Another side-effect of the recession was the considerable reduction in national and regional funding for drugs programmes, said Joao Castel-Branco at the third annual Families, Adolescents and Drugs Conference in Bilbao.

The opening session was attended by Queen Sofia, president of FAD, the addiction support group behind the conference, and Health minister Leire Pajin.

Castel-Branco, president of the EU’s Monitoring Centre for Drugs and Drug Addiction (EMCDDA) told the conference that drug-taking was changing.

Twenty years ago drugs were associated with social exclusion and discrimination, he said, but since the 1990s their use was increasingly recreational despite continual campaigns warning of their dangers.

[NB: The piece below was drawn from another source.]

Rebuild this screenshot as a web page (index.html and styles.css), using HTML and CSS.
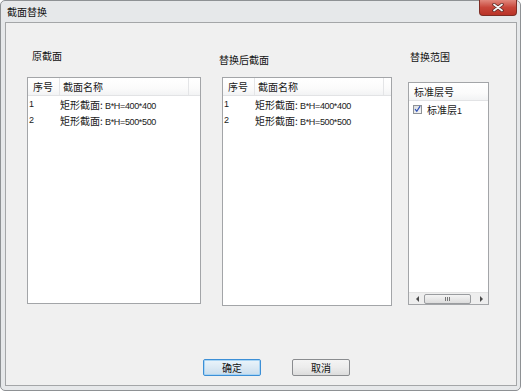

Drugs were being taken specifically for pleasure and although drug addiction was waning all over Europe, this did not mean that drug taking had decreased, Castel-Branco explained.  Drugs were a means of escape but for small-scale traffickers and pushers they were also a means of survival.

These two motives, together with government spending cuts that affected services dedicated to drugs problems, could lead to future problems in Spain and other crisis-hit countries, he predicted.

Health Minister Leire Pajin, another of the opening session’s speakers, stressed the importance of the agreement regarding alcohol and underage drinkers, included in the government’s National Drugs Plan.

The present picture was one of multiple consumption of leisure drugs not perceived as threats by users who were otherwise fully integrated into Spanish society, lamented Pajin.